THE TASK
Beginning with the first line of the data below, extract each line up to and including the one containing "const y = (v: number)". Copy them exactly and add nothing.

SOURCE DATA
----
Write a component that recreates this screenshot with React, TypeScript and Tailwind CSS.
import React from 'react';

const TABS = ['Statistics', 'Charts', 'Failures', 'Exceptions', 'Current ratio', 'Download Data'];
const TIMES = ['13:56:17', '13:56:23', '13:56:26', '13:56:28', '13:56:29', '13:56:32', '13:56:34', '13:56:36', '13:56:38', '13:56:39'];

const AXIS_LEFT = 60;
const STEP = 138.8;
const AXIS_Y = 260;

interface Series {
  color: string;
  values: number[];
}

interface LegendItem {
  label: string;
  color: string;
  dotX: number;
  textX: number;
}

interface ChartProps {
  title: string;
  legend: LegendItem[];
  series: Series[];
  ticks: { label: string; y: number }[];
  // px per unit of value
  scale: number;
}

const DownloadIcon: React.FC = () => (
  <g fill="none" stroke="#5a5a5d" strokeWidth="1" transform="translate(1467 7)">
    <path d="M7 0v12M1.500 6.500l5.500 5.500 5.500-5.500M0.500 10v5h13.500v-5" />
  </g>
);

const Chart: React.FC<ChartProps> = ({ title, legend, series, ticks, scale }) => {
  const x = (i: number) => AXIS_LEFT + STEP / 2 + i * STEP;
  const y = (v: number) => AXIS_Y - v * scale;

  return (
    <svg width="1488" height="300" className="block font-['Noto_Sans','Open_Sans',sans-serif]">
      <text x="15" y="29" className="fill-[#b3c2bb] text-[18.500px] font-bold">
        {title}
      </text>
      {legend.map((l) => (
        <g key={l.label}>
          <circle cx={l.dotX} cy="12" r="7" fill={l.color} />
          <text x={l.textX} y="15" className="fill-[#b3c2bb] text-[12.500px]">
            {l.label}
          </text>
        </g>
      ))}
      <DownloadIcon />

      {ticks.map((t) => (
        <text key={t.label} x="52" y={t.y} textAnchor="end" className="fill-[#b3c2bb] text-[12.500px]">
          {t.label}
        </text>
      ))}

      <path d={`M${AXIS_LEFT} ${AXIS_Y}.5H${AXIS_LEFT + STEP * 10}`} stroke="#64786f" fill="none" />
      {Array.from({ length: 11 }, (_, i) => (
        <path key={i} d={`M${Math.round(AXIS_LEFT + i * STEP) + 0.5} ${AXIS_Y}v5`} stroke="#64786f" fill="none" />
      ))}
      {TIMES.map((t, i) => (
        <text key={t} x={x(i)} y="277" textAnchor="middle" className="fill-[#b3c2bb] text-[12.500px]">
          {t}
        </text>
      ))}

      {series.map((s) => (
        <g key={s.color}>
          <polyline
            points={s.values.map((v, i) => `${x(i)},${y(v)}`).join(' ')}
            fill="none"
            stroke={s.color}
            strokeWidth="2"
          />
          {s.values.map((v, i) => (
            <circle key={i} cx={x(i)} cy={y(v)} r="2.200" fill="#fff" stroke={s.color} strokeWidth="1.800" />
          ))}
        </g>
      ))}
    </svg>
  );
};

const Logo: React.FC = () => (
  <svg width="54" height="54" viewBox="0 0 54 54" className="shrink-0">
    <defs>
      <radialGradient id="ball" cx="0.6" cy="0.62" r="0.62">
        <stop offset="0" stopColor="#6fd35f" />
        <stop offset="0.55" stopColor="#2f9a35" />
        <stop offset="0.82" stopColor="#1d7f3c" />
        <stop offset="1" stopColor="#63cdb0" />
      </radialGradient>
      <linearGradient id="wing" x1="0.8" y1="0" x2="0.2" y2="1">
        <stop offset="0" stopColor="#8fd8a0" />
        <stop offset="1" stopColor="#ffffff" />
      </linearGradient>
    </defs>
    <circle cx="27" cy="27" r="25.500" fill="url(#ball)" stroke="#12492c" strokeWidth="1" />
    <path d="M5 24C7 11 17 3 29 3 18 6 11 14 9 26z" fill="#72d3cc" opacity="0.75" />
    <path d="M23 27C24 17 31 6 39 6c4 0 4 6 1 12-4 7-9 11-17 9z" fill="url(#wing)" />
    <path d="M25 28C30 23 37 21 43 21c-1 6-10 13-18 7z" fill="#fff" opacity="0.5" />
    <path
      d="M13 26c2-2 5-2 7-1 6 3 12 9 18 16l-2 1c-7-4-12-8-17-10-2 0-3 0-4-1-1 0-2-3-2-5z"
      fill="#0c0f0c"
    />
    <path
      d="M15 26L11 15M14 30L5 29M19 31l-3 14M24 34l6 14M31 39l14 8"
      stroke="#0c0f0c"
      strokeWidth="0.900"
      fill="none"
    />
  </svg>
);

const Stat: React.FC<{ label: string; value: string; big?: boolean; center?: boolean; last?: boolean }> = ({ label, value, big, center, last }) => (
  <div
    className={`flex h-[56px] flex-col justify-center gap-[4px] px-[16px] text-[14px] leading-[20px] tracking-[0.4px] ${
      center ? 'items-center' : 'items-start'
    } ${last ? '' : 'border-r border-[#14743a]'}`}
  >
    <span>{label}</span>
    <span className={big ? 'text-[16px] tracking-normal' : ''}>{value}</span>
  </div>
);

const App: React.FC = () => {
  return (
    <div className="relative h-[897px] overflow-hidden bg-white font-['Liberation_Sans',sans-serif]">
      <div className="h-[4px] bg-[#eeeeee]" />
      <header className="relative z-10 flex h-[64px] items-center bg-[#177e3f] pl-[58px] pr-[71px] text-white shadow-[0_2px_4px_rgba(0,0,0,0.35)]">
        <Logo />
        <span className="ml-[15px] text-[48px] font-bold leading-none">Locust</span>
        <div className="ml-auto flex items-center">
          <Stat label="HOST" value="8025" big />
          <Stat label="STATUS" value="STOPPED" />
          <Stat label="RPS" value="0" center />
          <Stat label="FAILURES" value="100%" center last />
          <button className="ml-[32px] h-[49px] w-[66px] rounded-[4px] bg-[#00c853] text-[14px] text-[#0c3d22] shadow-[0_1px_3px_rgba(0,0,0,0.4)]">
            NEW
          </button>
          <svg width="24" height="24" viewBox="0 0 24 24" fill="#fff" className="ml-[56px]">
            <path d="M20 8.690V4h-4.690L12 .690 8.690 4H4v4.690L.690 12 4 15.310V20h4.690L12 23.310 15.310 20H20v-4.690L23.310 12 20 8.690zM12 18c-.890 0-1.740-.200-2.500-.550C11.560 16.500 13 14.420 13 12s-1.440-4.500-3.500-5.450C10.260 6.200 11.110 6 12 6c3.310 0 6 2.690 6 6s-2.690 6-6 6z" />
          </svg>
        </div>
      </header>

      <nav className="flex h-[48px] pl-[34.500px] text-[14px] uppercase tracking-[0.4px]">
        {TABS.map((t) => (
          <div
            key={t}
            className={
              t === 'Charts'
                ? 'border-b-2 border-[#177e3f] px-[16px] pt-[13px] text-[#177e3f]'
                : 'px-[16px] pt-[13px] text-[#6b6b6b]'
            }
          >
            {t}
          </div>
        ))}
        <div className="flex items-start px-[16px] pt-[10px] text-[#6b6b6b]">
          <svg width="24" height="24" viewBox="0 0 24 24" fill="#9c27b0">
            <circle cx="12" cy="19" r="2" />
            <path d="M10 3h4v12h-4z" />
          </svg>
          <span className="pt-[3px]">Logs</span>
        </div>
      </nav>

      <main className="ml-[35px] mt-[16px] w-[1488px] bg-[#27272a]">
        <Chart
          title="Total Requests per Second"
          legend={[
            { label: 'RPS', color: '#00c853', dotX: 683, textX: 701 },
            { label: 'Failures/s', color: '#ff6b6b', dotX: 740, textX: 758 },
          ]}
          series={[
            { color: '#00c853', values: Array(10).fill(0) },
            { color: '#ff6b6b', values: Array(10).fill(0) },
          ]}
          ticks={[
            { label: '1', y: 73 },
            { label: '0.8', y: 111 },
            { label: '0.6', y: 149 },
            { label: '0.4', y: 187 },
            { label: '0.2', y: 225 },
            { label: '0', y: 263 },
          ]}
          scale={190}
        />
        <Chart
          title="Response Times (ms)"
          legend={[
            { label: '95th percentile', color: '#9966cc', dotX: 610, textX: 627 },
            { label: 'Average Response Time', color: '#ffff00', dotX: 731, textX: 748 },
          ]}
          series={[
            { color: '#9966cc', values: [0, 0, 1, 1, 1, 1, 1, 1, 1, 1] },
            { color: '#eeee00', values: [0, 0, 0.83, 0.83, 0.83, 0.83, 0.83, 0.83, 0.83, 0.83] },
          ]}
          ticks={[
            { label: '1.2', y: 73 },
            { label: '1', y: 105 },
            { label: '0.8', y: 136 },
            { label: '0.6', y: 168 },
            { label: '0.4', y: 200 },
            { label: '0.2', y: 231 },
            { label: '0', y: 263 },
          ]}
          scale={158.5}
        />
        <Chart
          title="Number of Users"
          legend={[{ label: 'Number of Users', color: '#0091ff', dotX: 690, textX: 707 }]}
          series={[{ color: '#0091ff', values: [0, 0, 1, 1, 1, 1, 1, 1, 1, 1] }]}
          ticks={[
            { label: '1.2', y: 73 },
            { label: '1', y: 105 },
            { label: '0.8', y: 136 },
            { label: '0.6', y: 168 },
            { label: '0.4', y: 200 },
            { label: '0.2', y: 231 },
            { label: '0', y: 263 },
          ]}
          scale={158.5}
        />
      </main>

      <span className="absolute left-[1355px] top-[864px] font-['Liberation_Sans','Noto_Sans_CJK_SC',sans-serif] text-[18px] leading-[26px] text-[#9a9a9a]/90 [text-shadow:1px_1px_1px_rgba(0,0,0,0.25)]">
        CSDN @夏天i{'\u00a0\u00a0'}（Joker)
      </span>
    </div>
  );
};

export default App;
----
OUTPUT FOR THIS EXERCISE
Write a component that recreates this screenshot with React, TypeScript and Tailwind CSS.
import React from 'react';

const TABS = ['Statistics', 'Charts', 'Failures', 'Exceptions', 'Current ratio', 'Download Data'];
const TIMES = ['13:56:17', '13:56:23', '13:56:26', '13:56:28', '13:56:29', '13:56:32', '13:56:34', '13:56:36', '13:56:38', '13:56:39'];

const AXIS_LEFT = 60;
const STEP = 138.8;
const AXIS_Y = 260;

interface Series {
  color: string;
  values: number[];
}

interface LegendItem {
  label: string;
  color: string;
  dotX: number;
  textX: number;
}

interface ChartProps {
  title: string;
  legend: LegendItem[];
  series: Series[];
  ticks: { label: string; y: number }[];
  // px per unit of value
  scale: number;
}

const DownloadIcon: React.FC = () => (
  <g fill="none" stroke="#5a5a5d" strokeWidth="1" transform="translate(1467 7)">
    <path d="M7 0v12M1.500 6.500l5.500 5.500 5.500-5.500M0.500 10v5h13.500v-5" />
  </g>
);

const Chart: React.FC<ChartProps> = ({ title, legend, series, ticks, scale }) => {
  const x = (i: number) => AXIS_LEFT + STEP / 2 + i * STEP;
  const y = (v: number) => AXIS_Y - v * scale;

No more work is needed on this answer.